The slaughterhouse production line (101 ) may comprise a load cell (118). The load cell (118) may be configured to provide a mass value representing the mass of the meat product (106) and the tray (104).

The mass value may be included in the feature descriptors input to the computer-implemented classifier (116), thereby assisting the computer- implemented classifier (116) in classification of the meat product (106). The image recording station (114) may comprise multiple cameras arranged above the trays passing on the conveyor (102) and inclined along respective multiple axes. The image recording station (114) may record respective multiple images of a meat product while the meat product, placed in a tray, passes the image recording station at the conveyor. Information about each of the respective multiple images, acquired from the respective cameras, may be included in the feature descriptors input to the computer-implemented classifier (116).

The slaughterhouse production line (101 ) may comprise an electronic device with (120) a user interface for interaction with a human operator configured to be in communication with the manufacturing execution system (108). The computer-implemented classifier (116) may perform classification in accordance with a mapping function. A human operator at a visual inspection position (122) may perform visual inspection of the meat product (106) in the tray (104). The human operator, at the visual inspection position (122), may provide input to the electronic device (120) via the user interface. The input may be selecting a product type in response to the visual inspection of the meat product (106) in the tray (104).

The computer-implemented classifier (116) may be part of a classification module (130). The classification module (130) may further comprise a selector (126) and an image processor (128).

The manufacturing execution system (108) may comprise a data base (124). Alternatively, the manufacturing execution system (108) may be connected with or may be in communication with a data base (124). Fig. 2 shows a flowchart of a method (201 ) of classification and assisting a computer-implemented classifier at a slaughterhouse.

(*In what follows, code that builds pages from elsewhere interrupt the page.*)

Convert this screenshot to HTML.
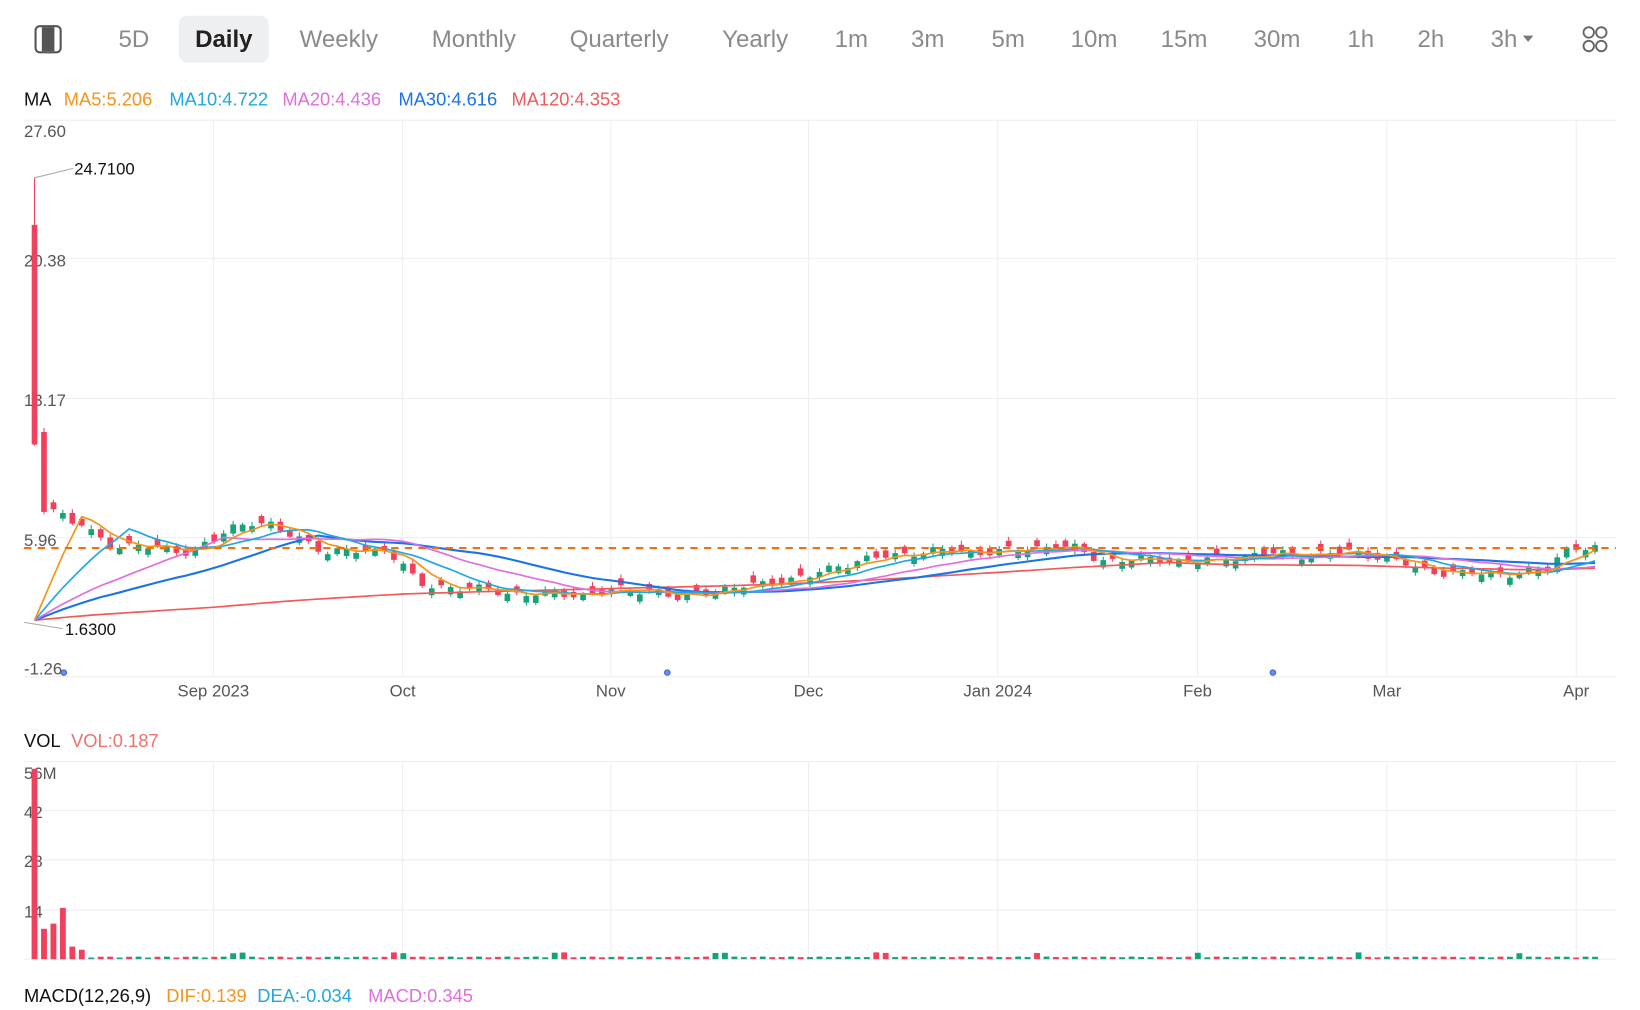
<!DOCTYPE html>
<html><head><meta charset="utf-8"><style>
html,body{margin:0;padding:0;background:#fff;width:1640px;height:1010px;overflow:hidden}
svg{display:block;font-family:"Liberation Sans",sans-serif}
</style></head><body>
<svg id="s" width="1640" height="1010" viewBox="0 0 1568 965.6" preserveAspectRatio="none" xmlns="http://www.w3.org/2000/svg">
<rect width="1568" height="966" fill="#fff"/>
<rect x="34" y="25" width="24" height="25" rx="4" fill="none" stroke="#555" stroke-width="2"/>
<rect x="40" y="26" width="12" height="23" fill="#555"/>
<rect x="171" y="15" width="86" height="45" rx="8" fill="#eeeff1"/>
<g font-size="23" fill="#8a8a8a" text-anchor="middle">
<text x="128" y="45">5D</text>
<text x="214" y="45" fill="#222" font-weight="bold">Daily</text>
<text x="324" y="45">Weekly</text>
<text x="453" y="45">Monthly</text>
<text x="592" y="45">Quarterly</text>
<text x="722" y="45">Yearly</text>
<text x="814" y="45">1m</text>
<text x="887" y="45">3m</text>
<text x="964" y="45">5m</text>
<text x="1046" y="45">10m</text>
<text x="1132" y="45">15m</text>
<text x="1221" y="45">30m</text>
<text x="1301" y="45">1h</text>
<text x="1368" y="45">2h</text>
<text x="1438" y="45">3h</text>
</g>
<path d="M1456 34h10l-5 6z" fill="#777"/>
<g fill="none" stroke="#666" stroke-width="1.8">
<circle cx="1519" cy="31" r="5"/><circle cx="1531" cy="31" r="5"/><circle cx="1519" cy="44" r="5"/><circle cx="1531" cy="44" r="5"/>
</g>
<text y="101" font-size="17.5"><tspan x="23" fill="#111">MA</tspan><tspan x="61" fill="#f7931a">MA5:5.206</tspan><tspan x="162" fill="#1fa8e0">MA10:4.722</tspan><tspan x="270" fill="#e06ee0">MA20:4.436</tspan><tspan x="381" fill="#1a73e8">MA30:4.616</tspan><tspan x="489" fill="#f05a5a">MA120:4.353</tspan></text>
<g stroke="#eeeeee" stroke-width="1" id="grid"></g>
<g font-size="16" fill="#555">
<text x="23" y="131">27.60</text><text x="23" y="255">20.38</text><text x="23" y="388">13.17</text><text x="23" y="522">5.96</text><text x="23" y="645">-1.26</text>
</g>
<g font-size="16" fill="#555" text-anchor="middle">
<text x="204" y="666">Sep 2023</text><text x="385" y="666">Oct</text><text x="584" y="666">Nov</text><text x="773" y="666">Dec</text><text x="954" y="666">Jan 2024</text><text x="1145" y="666">Feb</text><text x="1326" y="666">Mar</text><text x="1507" y="666">Apr</text>
</g>
<g id="chart"></g>
<line x1="23" y1="524" x2="1545" y2="524" stroke="#f07010" stroke-width="2" stroke-dasharray="7,6"/>
<path d="M33 170L70 161" stroke="#aaa" fill="none"/><text x="71" y="167" font-size="16" fill="#111">24.7100</text>
<path d="M23 595L60 601" stroke="#aaa" fill="none"/><text x="62" y="607" font-size="16" fill="#111">1.6300</text>
<g fill="#6d8ef0" stroke="#3a60d8" stroke-width="1"><circle cx="61" cy="643" r="2.6"/><circle cx="638" cy="643" r="2.6"/><circle cx="1217" cy="643" r="2.6"/></g>
<text y="714" font-size="17.5"><tspan x="23" fill="#111">VOL</tspan><tspan x="68" fill="#f07070">VOL:0.187</tspan></text>
<g font-size="16" fill="#555"><text x="23" y="745">56M</text><text x="23" y="782">42</text><text x="23" y="829">28</text><text x="23" y="877">14</text></g>
<g id="vol"></g>
<text y="958" font-size="17.5"><tspan x="23" fill="#111">MACD(12,26,9)</tspan><tspan x="159" fill="#f7931a">DIF:0.139</tspan><tspan x="246" fill="#1fa8e0">DEA:-0.034</tspan><tspan x="352" fill="#e06ee0">MACD:0.345</tspan></text>
</svg>
<script>
(function(){
var NS="http://www.w3.org/2000/svg";
function el(p,t,a){var e=document.createElementNS(NS,t);for(var k in a)e.setAttribute(k,a[k]);p.appendChild(e);return e;}
var g=document.getElementById('grid');
[115,247,381,514,647,728,775,822,870,917].forEach(function(y){el(g,'line',{x1:23,x2:1545,y1:y,y2:y});});
[204,385,584,773,954,1145,1326,1507].forEach(function(x){el(g,'line',{x1:x,x2:x,y1:115,y2:647});el(g,'line',{x1:x,x2:x,y1:728,y2:917});});
var pts=[[33,425],[41,490],[50,485],[58,490],[67,500],[76,500],[85,508],[95,515],[105,520],[130,522],[160,525],[180,527],[204,518],[220,505],[240,498],[255,500],[270,510],[290,515],[310,527],[330,528],[370,525],[385,540],[400,560],[420,560],[450,563],[500,568],[560,568],[600,563],[630,565],[650,575],[670,565],[700,563],[740,556],[773,552],[800,540],[830,535],[870,528],[900,527],[954,528],[1000,522],[1030,525],[1050,535],[1100,535],[1145,537],[1200,530],[1250,530],[1300,528],[1330,535],[1360,545],[1400,549],[1440,548],[1480,545],[1495,525],[1505,522],[1525,525]];
function interp(x){for(var i=1;i<pts.length;i++){if(x<=pts[i][0]){var a=pts[i-1],b=pts[i];return a[1]+(b[1]-a[1])*(x-a[0])/(b[0]-a[0]);}}return pts[pts.length-1][1];}
var N=166,xs=[],cl=[],op=[];
for(var i=0;i<N;i++){var x=33+i*(1492/(N-1));xs.push(x);var c=interp(x);if(i>1)c+=3*Math.sin(i*1.7)+2*Math.sin(i*0.9);cl.push(c);}
var ch=document.getElementById('chart');
for(var i=0;i<N;i++){
 var c=cl[i];
 var o;
 if(i==0)o=215;else if(i==1)o=413;else{var d=cl[i-1]-c;if(Math.abs(d)<5)d=(Math.sin(i*2.3)>0?1:-1)*(5+2*Math.abs(Math.sin(i*1.1)));o=c+d;}
 op.push(o);
 var up=c<o,col=up?'#16a37a':'#f0405e';
 var bt=Math.min(o,c),bb=Math.max(o,c);
 var wt=i==0?170:bt-1-3*Math.abs(Math.sin(i*1.3)),wb=bb+1+2*Math.abs(Math.sin(i*0.7));
 el(ch,'line',{x1:xs[i],x2:xs[i],y1:wt,y2:wb,stroke:col,'stroke-width':1});
 el(ch,'rect',{x:xs[i]-2.7,y:bt,width:5.4,height:bb-bt,fill:col});
}
function ma(n,col,w){var d='';for(var i=0;i<N;i++){var s=0;for(var k=i-n+1;k<=i;k++)s+=(k<=0?593:cl[k]);var v=s/n;d+=(i?'L':'M')+xs[i].toFixed(1)+' '+v.toFixed(1);}el(ch,'path',{d:d,fill:'none',stroke:col,'stroke-width':w});}
ma(120,'#f05a5a',1.6);ma(30,'#1a73e8',2);ma(20,'#e06ee0',1.6);ma(10,'#1fa8e0',1.6);ma(5,'#f7931a',1.6);
var vg=document.getElementById('vol');
var vh={0:182,1:29,2:34,3:49,4:12,5:9};
for(var i=0;i<N;i++){var up=i<5?false:cl[i]<op[i];var h=vh[i]!==undefined?vh[i]:(1.5+1*Math.abs(Math.sin(i*2.1))+(Math.sin(i*0.37)>0.95?4:0));
 el(vg,'rect',{x:xs[i]-2.8,y:917-h,width:5.6,height:h,fill:up?'#16a37a':'#f0405e'});}
})();
</script>
</body></html>
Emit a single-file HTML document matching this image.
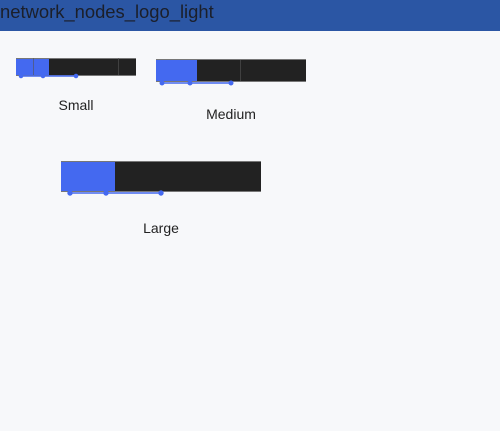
<!DOCTYPE html><html><head><style>
body{margin:0;width:500px;height:431px;background:#f7f8fa;font-family:"Liberation Sans",sans-serif;position:relative;overflow:hidden}
.h{position:absolute;left:0;top:0;width:500px;height:31px;background:#2b56a4}
.h span{position:absolute;left:0;top:1px;font-size:18.4px;color:#1b1f2a}
.b{position:absolute;background:#222;border-top:1px solid #777;border-bottom:1px solid #777;box-sizing:border-box}
.bl{position:absolute;left:0;top:0;bottom:0;background:#4469f0}
.l{position:absolute;font-size:14px;color:#222;transform:translateX(-50%)}
svg{position:absolute;left:0;top:0}
</style></head><body>
<div class="h"><span>network_nodes_logo_light</span></div>
<div class="b" style="left:16px;top:58px;width:120px;height:18px"><div class="bl" style="width:33px"></div></div>
<div class="b" style="left:156px;top:59px;width:150px;height:23px"><div class="bl" style="width:41px"></div></div>
<div class="b" style="left:61px;top:161px;width:200px;height:31px"><div class="bl" style="width:54px"></div></div>
<svg width="500" height="431" fill="#4469f0" stroke="#4469f0">
<g stroke="#555" stroke-width="1" opacity="0.6"><line x1="33.5" y1="58" x2="33.5" y2="75"/><line x1="118.5" y1="58" x2="118.5" y2="75"/><line x1="240.5" y1="60" x2="240.5" y2="81"/></g>
<line x1="21" y1="76" x2="76" y2="76" stroke-width="1.5"/><circle cx="21" cy="76" r="1.8"/><circle cx="43" cy="76" r="1.8"/><circle cx="76" cy="76" r="1.8"/>
<line x1="162" y1="83" x2="231" y2="83" stroke-width="1.5"/><circle cx="162" cy="83" r="2"/><circle cx="190" cy="83" r="2"/><circle cx="231" cy="83" r="2"/>
<line x1="70" y1="193" x2="161" y2="193" stroke-width="1.5"/><circle cx="70" cy="193" r="2.2"/><circle cx="106" cy="193" r="2.2"/><circle cx="161" cy="193" r="2.2"/>
</svg>
<div class="l" style="left:76px;top:97px">Small</div>
<div class="l" style="left:231px;top:106px">Medium</div>
<div class="l" style="left:161px;top:220px">Large</div>
</body></html>
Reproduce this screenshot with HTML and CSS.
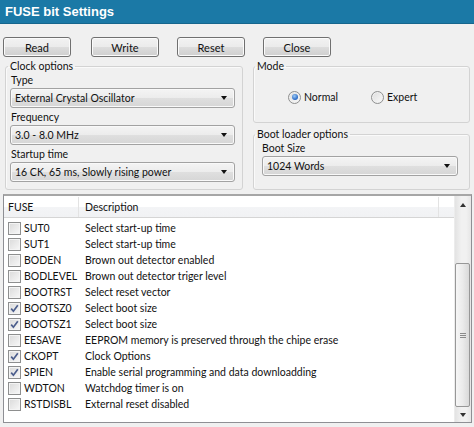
FILE: index.html
```html
<!DOCTYPE html>
<html>
<head>
<meta charset="utf-8">
<link rel="stylesheet" href="styles.css">
</head>
<body>
<div class="window">
  <div class="titlebar">FUSE bit Settings</div>
  <div class="toolbar">
    <button class="btn">Read</button>
    <button class="btn btn-shift">Write</button>
    <button class="btn">Reset</button>
    <button class="btn">Close</button>
  </div>
  <div class="options">
    <fieldset class="group clock">
      <legend>Clock options</legend>
      <div class="field">
        <div class="field-label">Type</div>
        <div class="select select-clock"><span>External Crystal Oscillator</span><i class="arrow"></i></div>
      </div>
      <div class="field">
        <div class="field-label">Frequency</div>
        <div class="select select-clock"><span>3.0 - 8.0 MHz</span><i class="arrow"></i></div>
      </div>
      <div class="field">
        <div class="field-label">Startup time</div>
        <div class="select select-clock"><span>16 CK, 65 ms, Slowly rising power</span><i class="arrow"></i></div>
      </div>
    </fieldset>
    <div class="rightcol">
      <fieldset class="group mode">
        <legend>Mode</legend>
        <div class="radios">
          <label class="radio-item"><span class="radio checked"></span>Normal</label>
          <label class="radio-item expert"><span class="radio"></span>Expert</label>
        </div>
      </fieldset>
      <fieldset class="group boot">
        <legend>Boot loader options</legend>
        <div class="field boot-field">
          <div class="field-label">Boot Size</div>
          <div class="select"><span>1024 Words</span><i class="arrow"></i></div>
        </div>
      </fieldset>
    </div>
  </div>
  <div class="list">
    <div class="table">
      <div class="thead">
        <div class="th th-fuse">FUSE</div>
        <div class="th th-desc">Description</div>
        <div class="th th-end"></div>
      </div>
      <div class="rows">
        <div class="row"><span class="cb"></span><span class="name">SUT0</span><span class="desc">Select start-up time</span></div>
        <div class="row"><span class="cb"></span><span class="name">SUT1</span><span class="desc">Select start-up time</span></div>
        <div class="row"><span class="cb"></span><span class="name">BODEN</span><span class="desc">Brown out detector enabled</span></div>
        <div class="row"><span class="cb"></span><span class="name">BODLEVEL</span><span class="desc">Brown out detector triger level</span></div>
        <div class="row"><span class="cb"></span><span class="name">BOOTRST</span><span class="desc">Select reset vector</span></div>
        <div class="row"><span class="cb on"><svg viewBox="0 0 11 11" width="11" height="11"><path d="M2.2 5.6 L4.4 8.2 L8.8 2.2" fill="none" stroke="#4b5d8c" stroke-width="1.7"/></svg></span><span class="name">BOOTSZ0</span><span class="desc">Select boot size</span></div>
        <div class="row"><span class="cb on"><svg viewBox="0 0 11 11" width="11" height="11"><path d="M2.2 5.6 L4.4 8.2 L8.8 2.2" fill="none" stroke="#4b5d8c" stroke-width="1.7"/></svg></span><span class="name">BOOTSZ1</span><span class="desc">Select boot size</span></div>
        <div class="row"><span class="cb"></span><span class="name">EESAVE</span><span class="desc">EEPROM memory is preserved through the chipe erase</span></div>
        <div class="row"><span class="cb on"><svg viewBox="0 0 11 11" width="11" height="11"><path d="M2.2 5.6 L4.4 8.2 L8.8 2.2" fill="none" stroke="#4b5d8c" stroke-width="1.7"/></svg></span><span class="name">CKOPT</span><span class="desc">Clock Options</span></div>
        <div class="row"><span class="cb on"><svg viewBox="0 0 11 11" width="11" height="11"><path d="M2.2 5.6 L4.4 8.2 L8.8 2.2" fill="none" stroke="#4b5d8c" stroke-width="1.7"/></svg></span><span class="name">SPIEN</span><span class="desc">Enable serial programming and data downloadding</span></div>
        <div class="row"><span class="cb"></span><span class="name">WDTON</span><span class="desc">Watchdog timer is on</span></div>
        <div class="row"><span class="cb"></span><span class="name">RSTDISBL</span><span class="desc">External reset disabled</span></div>
      </div>
    </div>
    <div class="scrollbar">
      <div class="sb-btn sb-up"><i class="tri-up"></i></div>
      <div class="sb-track-top"></div>
      <div class="sb-thumb"><span class="grip"></span></div>
      <div class="sb-track-bottom"></div>
      <div class="sb-btn sb-down"><i class="tri-down"></i></div>
    </div>
  </div>
</div>
</body>
</html>
```
FILE: styles.css
```css
* { box-sizing: border-box; }
html, body { margin: 0; padding: 0; }
body {
  width: 474px;
  height: 427px;
  overflow: hidden;
  background: #f0f0f0;
  font-family: Lato, "Liberation Sans", Arial, sans-serif;
  font-size: 10.5px;
  color: #111;
}
.window { width: 474px; height: 427px; display: flex; flex-direction: column; }

.titlebar {
  height: 24px;
  background: #1b79a6;
  border-bottom: 1px solid #16668d;
  color: #fff;
  font-family: "Liberation Sans", Arial, sans-serif;
  font-weight: bold;
  font-size: 13px;
  line-height: 23px;
  padding-left: 5px;
}

.toolbar {
  display: flex;
  gap: 18px;
  padding: 13px 0 0 3px;
}
.btn {
  width: 68px;
  height: 20px;
  margin: 0;
  padding: 0;
  border: 1px solid #707070;
  border-radius: 3px;
  background: linear-gradient(#f2f2f2 0%, #ebebeb 50%, #dddddd 51%, #cfcfcf 100%);
  box-shadow: inset 0 0 0 1px #fbfbfb;
  font-family: inherit;
  font-size: 11px;
  color: #111;
  line-height: 17px;
}
.btn-shift { margin-left: 2px; }

.options {
  display: flex;
  margin-top: 3px;
  padding-left: 5px;
}
.group {
  margin: 0;
  border: 1px solid #d3d3d3;
  border-radius: 3px;
  box-shadow: inset 1px 1px 0 #fafafa;
}
.group legend {
  padding: 0 2px;
  margin-left: 0;
  height: 12px;
  line-height: 12px;
}
.clock {
  width: 238px;
  padding: 0 7px 3px 2px;
}
.clock .field { margin-left: 2px; }
.field + .field { margin-top: 3px; }
.field-label {
  height: 12px;
  line-height: 12px;
  margin: 2px 0 2px 1px;
}
.select {
  height: 20px;
  border: 1px solid #a2a2a2;
  border-radius: 3px;
  background: linear-gradient(#f4f4f4 0%, #ececec 50%, #dfdfdf 51%, #d6d6d6 100%);
  box-shadow: inset 0 0 0 1px #f9f9f9;
  display: flex;
  align-items: center;
  justify-content: space-between;
  padding: 0 7px 0 4px;
  line-height: 18px;
}
.arrow {
  width: 0;
  height: 0;
  border-left: 3.5px solid transparent;
  border-right: 3.5px solid transparent;
  border-top: 4px solid #111;
}

.rightcol {
  width: 217px;
  margin-left: 10px;
  display: flex;
  flex-direction: column;
}
.mode {
  padding: 18px 0 18px 1px;
}
.radios {
  display: flex;
  height: 14px;
  align-items: center;
  margin-left: 33px;
}
.radio-item {
  display: flex;
  align-items: center;
  gap: 3px;
  line-height: 14px;
}
.radio-item.expert { margin-left: 33px; }
.radio {
  width: 13px;
  height: 13px;
  border-radius: 50%;
  border: 1px solid #8e8f8f;
  background: linear-gradient(135deg, #dcdcdc, #fbfbfb);
  box-shadow: inset 0 0 0 1px #f0f0f0;
  position: relative;
}
.radio.checked::after {
  content: "";
  position: absolute;
  left: 2.5px;
  top: 2.5px;
  width: 6px;
  height: 6px;
  border-radius: 50%;
  background: radial-gradient(circle at 40% 35%, #9ccaf5, #2767c4 70%);
}
.boot {
  margin-top: 5px;
  padding: 0 11px 13px 1px;
}
.boot-field { margin-left: 7px; }
.boot .field-label { margin-left: 0; }

.list {
  margin: 4px 2px 0 3px;
  height: 229px;
  border: 1px solid #8e8f94;
  border-top: 2px solid #a6a6a6;
  background: #fff;
  display: flex;
}
.table { flex: 1; display: flex; flex-direction: column; }
.thead {
  margin-top: 1px;
  height: 21px;
  display: flex;
  background: linear-gradient(#ffffff 0%, #ffffff 50%, #f3f4f6 51%, #f1f2f4 100%);
  border-bottom: 1px solid #d5d5d5;
}
.th {
  line-height: 20px;
  border-right: 1px solid #e3e3e3;
}
.th-fuse { width: 75px; padding-left: 4px; }
.th-desc { width: 360px; padding-left: 6px; }
.th-end { flex: 1; border-right: none; }
.rows { padding-top: 2px; }
.row {
  height: 16px;
  display: flex;
  align-items: center;
  padding-left: 4px;
}
.cb {
  width: 13px;
  height: 13px;
  border: 1px solid #8e8f8f;
  background: linear-gradient(135deg, #dadada, #f8f8f8);
  box-shadow: inset 0 0 0 1px #f4f4f4;
  display: flex;
  align-items: center;
  justify-content: center;
  flex: none;
}
.cb svg { display: block; }
.name { width: 61px; margin-left: 3px; flex: none; white-space: nowrap; }
.desc { white-space: nowrap; }

.scrollbar {
  width: 17px;
  display: flex;
  flex-direction: column;
  background: linear-gradient(90deg, #e3e3e3, #f1f1f1 40%, #f1f1f1 70%, #e6e6e6);
  border-left: 1px solid #ececec;
}
.sb-btn {
  display: flex;
  align-items: center;
  justify-content: center;
}
.sb-up { height: 18px; }
.sb-down { height: 15px; }
.sb-track-top { height: 49px; }
.sb-track-bottom { flex: 1; }
.sb-thumb {
  height: 144px;
  margin: 0 1px 0 0;
  border: 1px solid #979797;
  border-radius: 2px;
  background: linear-gradient(90deg, #f6f6f6, #ebebeb 50%, #d9d9d9);
  display: flex;
  align-items: center;
  justify-content: center;
}
.grip {
  width: 6px;
  height: 5px;
  border-top: 1px solid #8a8a8a;
  border-bottom: 1px solid #8a8a8a;
  position: relative;
}
.grip::after {
  content: "";
  position: absolute;
  left: 0;
  right: 0;
  top: 1px;
  border-top: 1px solid #8a8a8a;
}
.tri-up {
  width: 0; height: 0;
  border-left: 3.5px solid transparent;
  border-right: 3.5px solid transparent;
  border-bottom: 4px solid #333;
}
.tri-down {
  width: 0; height: 0;
  border-left: 3.5px solid transparent;
  border-right: 3.5px solid transparent;
  border-top: 4px solid #333;
}
```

The method is related to the features of fig. 1.

The method may comprise acquiring (203) an image recorded by an image recording station. The method may comprise querying (204) a data base of a manufacturing execution system for the current production recipes each listing multiple meat product types. The method may comprise reading (205) a mass value from a load cell. The method may comprise inputting (206) the image, current production recipe and mass value to a computer-implemented classifier. The method may comprise performing (207) classification. The computer-implemented classifier may perform classification in accordance with a mapping function.

The method may comprise recording (208) classification at the manufacturing execution system together with an identifier. The identifier may be selected by a selector based on an output from the computer-implemented classifier. The output from the computer-implemented classifier may by an array of likelihood values with likelihood values associated with respective meat product types. The likelihood values may be associated with meat product types selected from one or more production recipes each listing multiple meat product types.

The method may comprise reading (209) the identifier at a visual inspection position. The method may comprise receiving (210) input from the human operator. The input from the human operator may be associated with a tray identifier associated with the tray at a visual inspection position. The method may comprise updating (211 ) a mapping function, based on a determination that the that the operator input corresponds to selection of a product type different from the classification product type; and in accordance therewith updating the mapping function of the computer-implemented classifier.